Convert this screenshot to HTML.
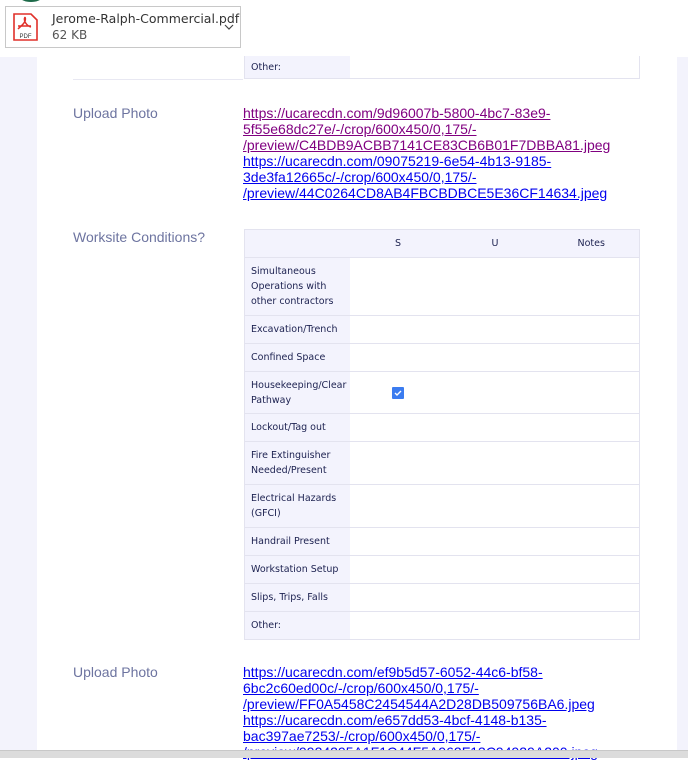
<!DOCTYPE html>
<html><head><style>
body{margin:0;width:688px;height:757px;overflow:hidden;background:#fff;position:relative;font-family:"Liberation Sans",sans-serif}
.abs{position:absolute}
.lbl{position:absolute;left:73px;font-size:14px;color:#6d74a0}
.links{position:absolute;left:243px;font-size:14px;line-height:16px}
.links a{color:#0000ee;text-decoration:underline;display:block}
table{border-collapse:collapse;font-family:"DejaVu Sans",sans-serif;font-size:9.5px;color:#1c2150;table-layout:fixed}
td{border-top:1px solid #e3e3ef;border-bottom:1px solid #e3e3ef;padding:0 6px;vertical-align:middle;line-height:15px}
td:first-child{border-left:1px solid #e3e3ef}
td:last-child{border-right:1px solid #e3e3ef}
td.l{background:#f3f3fd}
</style></head><body>
<div class="abs" style="left:0;top:57px;width:37px;height:700px;background:#f3f3fc"></div>
<div class="abs" style="left:677px;top:57px;width:11px;height:700px;background:#f3f3fc"></div>
<div class="abs" style="left:20px;top:-8px;width:22px;height:10px;border-radius:50%;background:#1e6b4a"></div>
<div class="abs" style="left:5px;top:6px;width:234px;height:40px;border:1px solid #c8c8c8;background:#fff"></div>
<svg class="abs" style="left:13px;top:12px" width="26" height="30" viewBox="0 0 26 30"><path d="M1 2h17l6 6v20H1z" fill="#fff" stroke="#e0302a" stroke-width="1.6"/><path d="M12 5c-2 4 2 9 6 10M12 5c2 5-4 9-7 12M5 14h13" fill="none" stroke="#e0302a" stroke-width="1.5"/><text x="12.5" y="26" font-size="6" font-family="Liberation Sans" text-anchor="middle" fill="#333">PDF</text></svg>
<div class="abs" style="left:52px;top:11px;color:#333;font-family:'DejaVu Sans',sans-serif;font-size:12.5px">Jerome-Ralph-Commercial.pdf</div>
<div class="abs" style="left:52px;top:28px;font-size:12px;color:#555;font-family:'DejaVu Sans',sans-serif">62 KB</div>
<svg class="abs" style="left:224px;top:24px" width="10" height="6"><path d="M1 1l4 4 4-4" fill="none" stroke="#444" stroke-width="1.2"/></svg>

<div class="abs" style="left:73px;top:79px;width:170px;height:1px;background:#e8e8f2"></div>
<table class="abs" style="left:244px;top:56px;width:396px"><colgroup><col style="width:105px"><col></colgroup><tr><td class="l" style="height:22px;border-top:none">Other:</td><td style="border-top:none"></td></tr></table>

<div class="lbl" style="top:105px">Upload Photo</div>
<div class="links" style="top:105px"><a style="color:#800080">https://ucarecdn.com/9d96007b-5800-4bc7-83e9-<br>5f55e68dc27e/-/crop/600x450/0,175/-<br>/preview/C4BDB9ACBB7141CE83CB6B01F7DBBA81.jpeg</a><a>https://ucarecdn.com/09075219-6e54-4b13-9185-<br>3de3fa12665c/-/crop/600x450/0,175/-<br>/preview/44C0264CD8AB4FBCBDBCE5E36CF14634.jpeg</a></div>

<div class="lbl" style="top:229px">Worksite Conditions?</div>
<table class="abs" style="left:244px;top:229px;width:396px">
<colgroup><col style="width:105px"><col style="width:97px"><col style="width:97px"><col></colgroup>
<tr style="background:#f3f3fd;height:28px"><td class="l"></td><td style="text-align:center">S</td><td style="text-align:center">U</td><td style="text-align:center">Notes</td></tr>
<tr style="height:58px"><td class="l">Simultaneous Operations with other contractors</td><td></td><td></td><td></td></tr>
<tr style="height:28px"><td class="l">Excavation/Trench</td><td></td><td></td><td></td></tr>
<tr style="height:28px"><td class="l">Confined Space</td><td></td><td></td><td></td></tr>
<tr style="height:42px"><td class="l">Housekeeping/Clear Pathway</td><td style="text-align:center"><svg width="12" height="12" style="vertical-align:middle"><rect width="12" height="12" rx="1" fill="#3b7cf0"/><path d="M3 6l2 2 4-4" fill="none" stroke="#fff" stroke-width="1.4"/></svg></td><td></td><td></td></tr>
<tr style="height:28px"><td class="l">Lockout/Tag out</td><td></td><td></td><td></td></tr>
<tr style="height:43px"><td class="l">Fire Extinguisher Needed/Present</td><td></td><td></td><td></td></tr>
<tr style="height:43px"><td class="l">Electrical Hazards (GFCI)</td><td></td><td></td><td></td></tr>
<tr style="height:28px"><td class="l">Handrail Present</td><td></td><td></td><td></td></tr>
<tr style="height:28px"><td class="l">Workstation Setup</td><td></td><td></td><td></td></tr>
<tr style="height:28px"><td class="l">Slips, Trips, Falls</td><td></td><td></td><td></td></tr>
<tr style="height:28px"><td class="l">Other:</td><td></td><td></td><td></td></tr>
</table>

<div class="lbl" style="top:664px">Upload Photo</div>
<div class="links" style="top:664px"><a>https://ucarecdn.com/ef9b5d57-6052-44c6-bf58-<br>6bc2c60ed00c/-/crop/600x450/0,175/-<br>/preview/FF0A5458C2454544A2D28DB509756BA6.jpeg</a><a>https://ucarecdn.com/e657dd53-4bcf-4148-b135-<br>bac397ae7253/-/crop/600x450/0,175/-<br>/preview/9924295A1F1C44F5A962F13C94929A200.jpeg</a></div>
<div class="abs" style="left:0;top:750px;width:688px;height:7px;background:#dcdcdc;border-top:1px solid #c8c8c8"></div>
</body></html>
--------------------------------
What to produce: Set down the material exactly, every line of it, except for the pictures.

Result:
Convert this screenshot to HTML.
<!DOCTYPE html>
<html><head><style>
body{margin:0;width:688px;height:757px;overflow:hidden;background:#fff;position:relative;font-family:"Liberation Sans",sans-serif}
.abs{position:absolute}
.lbl{position:absolute;left:73px;font-size:14px;color:#6d74a0}
.links{position:absolute;left:243px;font-size:14px;line-height:16px}
.links a{color:#0000ee;text-decoration:underline;display:block}
table{border-collapse:collapse;font-family:"DejaVu Sans",sans-serif;font-size:9.5px;color:#1c2150;table-layout:fixed}
td{border-top:1px solid #e3e3ef;border-bottom:1px solid #e3e3ef;padding:0 6px;vertical-align:middle;line-height:15px}
td:first-child{border-left:1px solid #e3e3ef}
td:last-child{border-right:1px solid #e3e3ef}
td.l{background:#f3f3fd}
</style></head><body>
<div class="abs" style="left:0;top:57px;width:37px;height:700px;background:#f3f3fc"></div>
<div class="abs" style="left:677px;top:57px;width:11px;height:700px;background:#f3f3fc"></div>
<div class="abs" style="left:20px;top:-8px;width:22px;height:10px;border-radius:50%;background:#1e6b4a"></div>
<div class="abs" style="left:5px;top:6px;width:234px;height:40px;border:1px solid #c8c8c8;background:#fff"></div>
<svg class="abs" style="left:13px;top:12px" width="26" height="30" viewBox="0 0 26 30"><path d="M1 2h17l6 6v20H1z" fill="#fff" stroke="#e0302a" stroke-width="1.6"/><path d="M12 5c-2 4 2 9 6 10M12 5c2 5-4 9-7 12M5 14h13" fill="none" stroke="#e0302a" stroke-width="1.5"/><text x="12.5" y="26" font-size="6" font-family="Liberation Sans" text-anchor="middle" fill="#333">PDF</text></svg>
<div class="abs" style="left:52px;top:11px;color:#333;font-family:'DejaVu Sans',sans-serif;font-size:12.5px">Jerome-Ralph-Commercial.pdf</div>
<div class="abs" style="left:52px;top:28px;font-size:12px;color:#555;font-family:'DejaVu Sans',sans-serif">62 KB</div>
<svg class="abs" style="left:224px;top:24px" width="10" height="6"><path d="M1 1l4 4 4-4" fill="none" stroke="#444" stroke-width="1.2"/></svg>

<div class="abs" style="left:73px;top:79px;width:170px;height:1px;background:#e8e8f2"></div>
<table class="abs" style="left:244px;top:56px;width:396px"><colgroup><col style="width:105px"><col></colgroup><tr><td class="l" style="height:22px;border-top:none">Other:</td><td style="border-top:none"></td></tr></table>

<div class="lbl" style="top:105px">Upload Photo</div>
<div class="links" style="top:105px"><a style="color:#800080">https://ucarecdn.com/9d96007b-5800-4bc7-83e9-<br>5f55e68dc27e/-/crop/600x450/0,175/-<br>/preview/C4BDB9ACBB7141CE83CB6B01F7DBBA81.jpeg</a><a>https://ucarecdn.com/09075219-6e54-4b13-9185-<br>3de3fa12665c/-/crop/600x450/0,175/-<br>/preview/44C0264CD8AB4FBCBDBCE5E36CF14634.jpeg</a></div>

<div class="lbl" style="top:229px">Worksite Conditions?</div>
<table class="abs" style="left:244px;top:229px;width:396px">
<colgroup><col style="width:105px"><col style="width:97px"><col style="width:97px"><col></colgroup>
<tr style="background:#f3f3fd;height:28px"><td class="l"></td><td style="text-align:center">S</td><td style="text-align:center">U</td><td style="text-align:center">Notes</td></tr>
<tr style="height:58px"><td class="l">Simultaneous Operations with other contractors</td><td></td><td></td><td></td></tr>
<tr style="height:28px"><td class="l">Excavation/Trench</td><td></td><td></td><td></td></tr>
<tr style="height:28px"><td class="l">Confined Space</td><td></td><td></td><td></td></tr>
<tr style="height:42px"><td class="l">Housekeeping/Clear Pathway</td><td style="text-align:center"><svg width="12" height="12" style="vertical-align:middle"><rect width="12" height="12" rx="1" fill="#3b7cf0"/><path d="M3 6l2 2 4-4" fill="none" stroke="#fff" stroke-width="1.4"/></svg></td><td></td><td></td></tr>
<tr style="height:28px"><td class="l">Lockout/Tag out</td><td></td><td></td><td></td></tr>
<tr style="height:43px"><td class="l">Fire Extinguisher Needed/Present</td><td></td><td></td><td></td></tr>
<tr style="height:43px"><td class="l">Electrical Hazards (GFCI)</td><td></td><td></td><td></td></tr>
<tr style="height:28px"><td class="l">Handrail Present</td><td></td><td></td><td></td></tr>
<tr style="height:28px"><td class="l">Workstation Setup</td><td></td><td></td><td></td></tr>
<tr style="height:28px"><td class="l">Slips, Trips, Falls</td><td></td><td></td><td></td></tr>
<tr style="height:28px"><td class="l">Other:</td><td></td><td></td><td></td></tr>
</table>

<div class="lbl" style="top:664px">Upload Photo</div>
<div class="links" style="top:664px"><a>https://ucarecdn.com/ef9b5d57-6052-44c6-bf58-<br>6bc2c60ed00c/-/crop/600x450/0,175/-<br>/preview/FF0A5458C2454544A2D28DB509756BA6.jpeg</a><a>https://ucarecdn.com/e657dd53-4bcf-4148-b135-<br>bac397ae7253/-/crop/600x450/0,175/-<br>/preview/9924295A1F1C44F5A962F13C94929A200.jpeg</a></div>
<div class="abs" style="left:0;top:750px;width:688px;height:7px;background:#dcdcdc;border-top:1px solid #c8c8c8"></div>
</body></html>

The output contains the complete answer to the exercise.